Alta Sueños

Wine for the table from uniquely Californian vines.


Alta Sueños combines the spirit and scale of home winemaking with access to the minds and facilities of accomplished producers.

From a spark of enthusiastic curiosity back in 2020, the project has evolved to become a small scale, low-intervention winemaking practice that’s now in its second vintage.

My goals are to explore culturally significant and off-the-beaten-track terroir, to work in a style that honors the winemakers who’ve guided and inspired me, and to gather friends at the table for good food, good music, and good times.

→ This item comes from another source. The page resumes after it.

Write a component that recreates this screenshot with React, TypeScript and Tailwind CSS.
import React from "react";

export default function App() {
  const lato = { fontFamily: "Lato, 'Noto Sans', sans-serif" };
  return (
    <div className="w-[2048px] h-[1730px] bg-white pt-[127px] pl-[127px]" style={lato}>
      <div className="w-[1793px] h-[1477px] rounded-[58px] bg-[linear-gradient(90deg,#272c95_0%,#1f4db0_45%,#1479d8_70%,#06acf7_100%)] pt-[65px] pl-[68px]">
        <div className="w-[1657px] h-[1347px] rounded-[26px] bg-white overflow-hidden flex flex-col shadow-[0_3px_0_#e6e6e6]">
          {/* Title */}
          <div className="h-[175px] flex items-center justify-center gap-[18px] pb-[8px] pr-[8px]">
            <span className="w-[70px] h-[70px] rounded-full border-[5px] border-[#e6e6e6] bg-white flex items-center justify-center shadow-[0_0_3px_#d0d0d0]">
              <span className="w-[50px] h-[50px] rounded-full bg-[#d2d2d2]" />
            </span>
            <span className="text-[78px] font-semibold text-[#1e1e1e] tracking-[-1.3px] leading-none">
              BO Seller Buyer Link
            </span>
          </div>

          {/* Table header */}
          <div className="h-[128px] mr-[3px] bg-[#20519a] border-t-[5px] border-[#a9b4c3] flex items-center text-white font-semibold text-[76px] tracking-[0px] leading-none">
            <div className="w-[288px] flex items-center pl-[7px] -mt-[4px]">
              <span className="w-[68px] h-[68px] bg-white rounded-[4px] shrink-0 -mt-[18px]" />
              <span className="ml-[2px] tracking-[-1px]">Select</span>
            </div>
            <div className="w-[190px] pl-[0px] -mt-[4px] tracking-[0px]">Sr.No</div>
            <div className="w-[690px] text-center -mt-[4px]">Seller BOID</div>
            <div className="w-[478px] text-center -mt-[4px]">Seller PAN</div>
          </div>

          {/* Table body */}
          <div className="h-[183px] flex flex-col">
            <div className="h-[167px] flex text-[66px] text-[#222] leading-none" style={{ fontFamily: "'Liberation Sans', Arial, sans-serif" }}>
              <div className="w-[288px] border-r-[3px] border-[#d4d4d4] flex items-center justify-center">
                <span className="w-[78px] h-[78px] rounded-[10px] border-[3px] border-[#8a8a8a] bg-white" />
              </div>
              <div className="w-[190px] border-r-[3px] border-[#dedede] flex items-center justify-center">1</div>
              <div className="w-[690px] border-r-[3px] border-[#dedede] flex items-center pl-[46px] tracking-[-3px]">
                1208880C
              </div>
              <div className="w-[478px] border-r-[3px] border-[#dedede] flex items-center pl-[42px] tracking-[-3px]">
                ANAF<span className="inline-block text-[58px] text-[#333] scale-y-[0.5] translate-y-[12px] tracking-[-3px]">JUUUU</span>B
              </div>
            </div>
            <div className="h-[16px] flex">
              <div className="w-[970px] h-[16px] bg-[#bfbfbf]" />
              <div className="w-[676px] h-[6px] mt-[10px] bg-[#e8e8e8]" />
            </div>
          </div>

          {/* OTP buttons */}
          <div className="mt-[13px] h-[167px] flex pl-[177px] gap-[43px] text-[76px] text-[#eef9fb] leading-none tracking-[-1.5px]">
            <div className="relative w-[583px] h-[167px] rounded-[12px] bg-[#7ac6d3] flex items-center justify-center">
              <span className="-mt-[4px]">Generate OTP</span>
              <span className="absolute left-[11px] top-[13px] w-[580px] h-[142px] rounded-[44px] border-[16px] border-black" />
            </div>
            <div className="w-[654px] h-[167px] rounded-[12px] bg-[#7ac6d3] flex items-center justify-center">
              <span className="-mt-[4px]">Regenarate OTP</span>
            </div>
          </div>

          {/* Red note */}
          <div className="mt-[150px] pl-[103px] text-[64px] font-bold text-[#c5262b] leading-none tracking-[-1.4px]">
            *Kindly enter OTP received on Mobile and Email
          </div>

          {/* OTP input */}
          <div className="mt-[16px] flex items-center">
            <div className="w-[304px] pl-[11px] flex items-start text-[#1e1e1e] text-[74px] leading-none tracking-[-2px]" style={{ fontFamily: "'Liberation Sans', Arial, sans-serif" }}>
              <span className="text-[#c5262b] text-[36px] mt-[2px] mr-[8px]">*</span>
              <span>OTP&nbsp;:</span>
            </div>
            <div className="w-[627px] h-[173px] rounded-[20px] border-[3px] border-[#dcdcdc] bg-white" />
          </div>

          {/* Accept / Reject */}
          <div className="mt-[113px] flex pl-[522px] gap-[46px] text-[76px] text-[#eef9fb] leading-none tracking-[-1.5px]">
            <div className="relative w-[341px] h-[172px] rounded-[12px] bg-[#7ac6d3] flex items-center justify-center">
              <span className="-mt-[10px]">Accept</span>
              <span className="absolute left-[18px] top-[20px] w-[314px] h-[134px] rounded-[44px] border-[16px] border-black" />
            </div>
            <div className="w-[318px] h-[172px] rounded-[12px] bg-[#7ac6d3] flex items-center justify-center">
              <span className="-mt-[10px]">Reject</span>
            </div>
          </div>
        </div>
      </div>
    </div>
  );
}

I make wine because I love wine. There’s no other reason to go to the trouble.

2023 California
Field Blend

Besio Vineyard ✣ Santa Cruz Mountains


A co-fermented blend of Sangiovese, Dolcetto, Refosco, Syrah and Pinot Noir from an absolute unicorn of a vineyard on the San Francisco Peninsula. Freshness and extraction in perfect harmony. Red fruit, crushed stone and sexy aromatic energy.

Wine

550 liters produced
ABV: 11.6%  //  Free SO2: 11.4 ppm 
 
  • 45 years ago, Carlo and Jane Besio planted the acre around their Portola Valley home to Sangiovese, Dolcetto, Refosco, and a bit of Pinot Noir and Syrah.

    Inspired by his own travels and the stories of parents who immigrated from Italy before he was born, Carlo practiced his ancestral home winemaking tradition for much of his life. His head-trained vines were tended by hand (and by family) from 1980 until his passing in 2016.

    Portola Valley is located on the eastern slope of the Santa Cruz Mountains, about 500 feet above San Francisco Bay. The vineyard sits on an alluvial fan of pleistocene gravel and clay which lies above the greenstone bedrock of the Franciscan Complex. Just ten miles from the ocean and only eight from Ridge’s legendary Monte Bello, the site sees NorCal's cool, coastal climate—although like most of the AVA’s eastern-facing slope it tends to remain a bit warmer overnight; ideal conditions for thick-skinned Italian varietals to reach phenolic ripeness without giving freshness and acidity away. 

    Today, Besio Vineyard is dry-farmed to organic standards by the team at Costal Range Vineyards. Jane Besio, now in her 80s, still lives on the property. I consider it an honor to make the wine that’s been a staple of her table for decades, and I couldn't be more excited to share an expression of this special place with you.  


  • AVA: Santa Cruz Mountains
    Site: Besio Vineyard
    Soils: Pleistocene gravel, sand, silt & clay
    Planted: 1980-81
    Varietals: Dolcetto, Sangiovese, Refosco, Syrah, Pinot Noir

    When you're standing in a one-acre vineyard with five distinct varietals in your bin, the call to keep things simple in the cellar becomes an easy one. 

    Brix at Harvest: 21°
    pH: 3.40
    TA: 5.7 g/L
    ABV: 11.6%
    Production: 550L

    Fruit was hand-harvested at dawn on October 12 and immediately transported to the winery. 100% of the clusters were destemmed with the equipment set to maximize berries left intact. No effort to sort the lot by varietal was made: all fruit was processed to a single open-top fermenter and cold-soaked overnight, then foot-treaded the following morning. For the next several days the vessel was moved outdoors periodically and left in direct sunlight on a concrete crush pad to warm the must and promote native yeast fermentation. By day three, a pronounced cap had formed and the tank was moved permanently to a cool spot in the winery and given gentle punchdowns as necessary until primary fermentation completed on October 24.

    After an additional 36 hours of extended maceration, free run was racked away and the remaining must was bladder-pressed to 1.1 bar. All the resulting wine was combined to a single tank, blanketed with CO2, and left to settle in the cellar until November 3, when it was gravity-racked to two barrels of neutral French oak and an additional stainless steel keg. Malolactic fermentation occurred naturally and completed by mid-February. The wine was bottled without fining or filtration after 11 months élevage on September 9, 2024.

    A word on sulfites & intervention: This wine is the product of native yeast fermentation and other spontaneous natural processes. Necessarily, these activities were directed in the winery by temperature, atmosphere, time, extraction and minimum-effective additions which have resulted in 0.0114 grams of unbound SO2 per liter of finished wine.